May 16, 2024 - Energy & Environment

"Zombie fires" re-emerge in Canada, a legacy of the 2023 fire season

Flames from a wildfire in Canada are seen against a dark sky

Smoke rises from a wildfire in western Canada on Tuesday. Photo: Cheyenne Berreault/Anadolu via Getty Images

Smoldering combustion beneath northwest Canada's boreal forests has emerged onto the dry surface, re-igniting into fast-moving flames amid unusually warm, dry and windy conditions.

Why it matters: The fires that have emerged this month are a threat to homes and businesses and show how a wildfire season worsened by climate change can defy a clear end date.

  • Thousands of people have fled their homes as a variety of blazes, including some that started for the first time this year, advance toward communities.
  • Threatened areas include Fort Nelson and Fort McMurray.
  • The latter city in the country's oil sands region was the site of a devastating wildfire in 2016.

The intrigue: Climate scientists and wildfire specialists had suspected some overwintering ("zombie") fires might reappear, following the country's worst wildfire season on record last year.

  • More than twice the acreage of the previous record-holder burned in 2023, fire expert Mike Flannigan told Axios.
  • Last year's fires only ebbed when the snows arrived; in the boreal, some of them crawled under the snowpack and waited out the cold season.
  • Now they have emerged, detected by satellite heat sensors hugging the edges of burn scars from last year.

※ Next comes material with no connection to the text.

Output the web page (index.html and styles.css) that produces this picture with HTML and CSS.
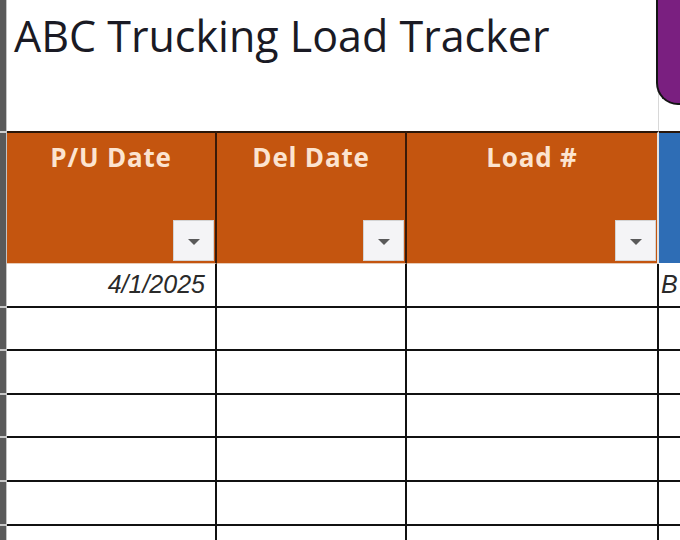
FILE: index.html
```html
<!DOCTYPE html>
<html lang="en">
<head>
<meta charset="utf-8">
<title>ABC Trucking Load Tracker</title>
<link rel="stylesheet" href="styles.css">
</head>
<body>
<div class="sheet">
  <div class="title-row">
    <div class="gutter"></div>
    <div class="title-cell"><h1 class="title">ABC Trucking Load Tracker</h1></div>
    <div class="shape-cell"></div>
  </div>
  <div class="row header-row">
    <div class="gutter"></div>
    <div class="hcell">
      <span class="hlabel">P/U Date</span>
      <span class="filter"><svg width="14" height="8" viewBox="0 0 14 8"><polygon points="1,1 13,1 7,7" fill="#5a5a5a"/></svg></span>
    </div>
    <div class="hcell">
      <span class="hlabel">Del Date</span>
      <span class="filter"><svg width="14" height="8" viewBox="0 0 14 8"><polygon points="1,1 13,1 7,7" fill="#5a5a5a"/></svg></span>
    </div>
    <div class="hcell hcell-last">
      <span class="hlabel">Load #</span>
      <span class="filter"><svg width="14" height="8" viewBox="0 0 14 8"><polygon points="1,1 13,1 7,7" fill="#5a5a5a"/></svg></span>
    </div>
    <div class="hcell hcell-blue"></div>
  </div>
  <div class="row data-row">
    <div class="gutter"></div>
    <div class="cell cell-date">4/1/2025</div>
    <div class="cell"></div>
    <div class="cell"></div>
    <div class="cell cell-text">B</div>
  </div>
  <div class="row data-row">
    <div class="gutter"></div>
    <div class="cell"></div><div class="cell"></div><div class="cell"></div><div class="cell"></div>
  </div>
  <div class="row data-row">
    <div class="gutter"></div>
    <div class="cell"></div><div class="cell"></div><div class="cell"></div><div class="cell"></div>
  </div>
  <div class="row data-row">
    <div class="gutter"></div>
    <div class="cell"></div><div class="cell"></div><div class="cell"></div><div class="cell"></div>
  </div>
  <div class="row data-row">
    <div class="gutter"></div>
    <div class="cell"></div><div class="cell"></div><div class="cell"></div><div class="cell"></div>
  </div>
  <div class="row data-row">
    <div class="gutter"></div>
    <div class="cell"></div><div class="cell"></div><div class="cell"></div><div class="cell"></div>
  </div>
  <div class="row data-row">
    <div class="gutter"></div>
    <div class="cell"></div><div class="cell"></div><div class="cell"></div><div class="cell"></div>
  </div>
  <div class="shape"></div>
</div>
</body>
</html>
```
FILE: styles.css
```css
* { box-sizing: border-box; }
html, body {
  margin: 0;
  padding: 0;
  background: #ffffff;
  overflow: hidden;
  width: 680px;
  height: 540px;
}
.sheet {
  position: relative;
  width: 680px;
  height: 540px;
  overflow: hidden;
  display: flex;
  flex-direction: column;
}
.gutter {
  background: #5a5a5a;
  border-right: 1px solid #c4c4c4;
}
.title-row {
  display: grid;
  grid-template-columns: 7px 652px 1fr;
  height: 131px;
  flex: none;
}
.title-cell {
  border-right: 1px solid #d8d8d8;
  padding: 10px 0 0 7px;
}
.title {
  margin: 0;
  font-family: "Open Sans", "Noto Sans", sans-serif;
  font-weight: 400;
  font-size: 43px;
  line-height: 52px;
  color: #1a1a24;
  white-space: nowrap;
}
.row {
  display: grid;
  grid-template-columns: 7px 210px 190px 252px 1fr;
  flex: none;
}
.header-row {
  height: 133px;
}
.header-row .gutter {
  border-top: 2px solid #cfcfcf;
}
.hcell {
  background: #c4550f;
  border-top: 2px solid #2a1608;
  border-right: 2px solid #3a1a08;
  border-bottom: 1px solid #e8cbb6;
  display: flex;
  flex-direction: column;
  align-items: center;
  padding-top: 9px;
}
.hcell-last {
  border-right-color: #e2e2e2;
}
.hcell-blue {
  background: #2e6db5;
  border-right: none;
  border-bottom-color: #ffffff;
}
.hlabel {
  font-family: "Open Sans", "Liberation Sans", sans-serif;
  font-weight: 700;
  font-size: 26px;
  line-height: 30px;
  letter-spacing: 0.8px;
  color: #fce4d0;
}
.filter {
  margin-top: auto;
  margin-bottom: 2px;
  margin-right: 1px;
  align-self: flex-end;
  width: 41px;
  height: 41px;
  background: #f4f4f6;
  border: 1px solid #d4d4d4;
  display: flex;
  align-items: center;
  justify-content: center;
  padding-top: 2px;
}
.filter svg { display: block; }
.data-row {
  height: 43.6px;
}
.data-row .gutter {
  border-bottom: 2px solid #c8c8c8;
}
.cell {
  border-right: 2px solid #111111;
  border-bottom: 2px solid #111111;
  display: flex;
  align-items: center;
  font-family: "Liberation Sans", Arial, sans-serif;
  font-style: italic;
  font-size: 25px;
  color: #2a2a2a;
  overflow: hidden;
  white-space: nowrap;
}
.cell:last-child {
  border-right: none;
}
.cell-date {
  justify-content: flex-end;
  padding-right: 10px;
}
.cell-text {
  padding-left: 2px;
}
.shape {
  position: absolute;
  left: 656px;
  top: 0;
  width: 24px;
  height: 105px;
  background: #7a1f80;
  border-left: 2px solid #141414;
  border-bottom: 2px solid #141414;
  border-radius: 0 0 0 22px;
}
```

What they're saying: "We are certainly seeing a lag effect of last year's severe fire season, continuing to play out in real time this spring," Merritt Turetsky, a climate researcher at the University of Colorado at Boulder, told Axios in an email.

  • "While persistent drought conditions certainly are at play, many dozens of overwintering fires that continued to smoulder through the winter are providing additional ignition sources," she said via email.

Between the lines: Turetsky said overwintering fires are not a new phenomena, since they are similar to coal fires that can burn for years in some cases.

  • But they are especially prominent this year.
  • They are also difficult to study due to the remoteness of the region, but field campaigns are the best way to gain insights into how they work.
  • Research she conducted with colleagues in 2022 showed that zombie fire locations tend to be located in drier forests that have large amounts of biomass and debris. However, they can also burn in thick, relatively moist peat layers that can sustain slow, smoldering combustion, she said.

Threat level: Zombie fires can diminish ecosystems' ability to store carbon and regenerate forest cover and peatlands, making one of the world's best natural carbon storage areas less effective, and hence hastening global warming.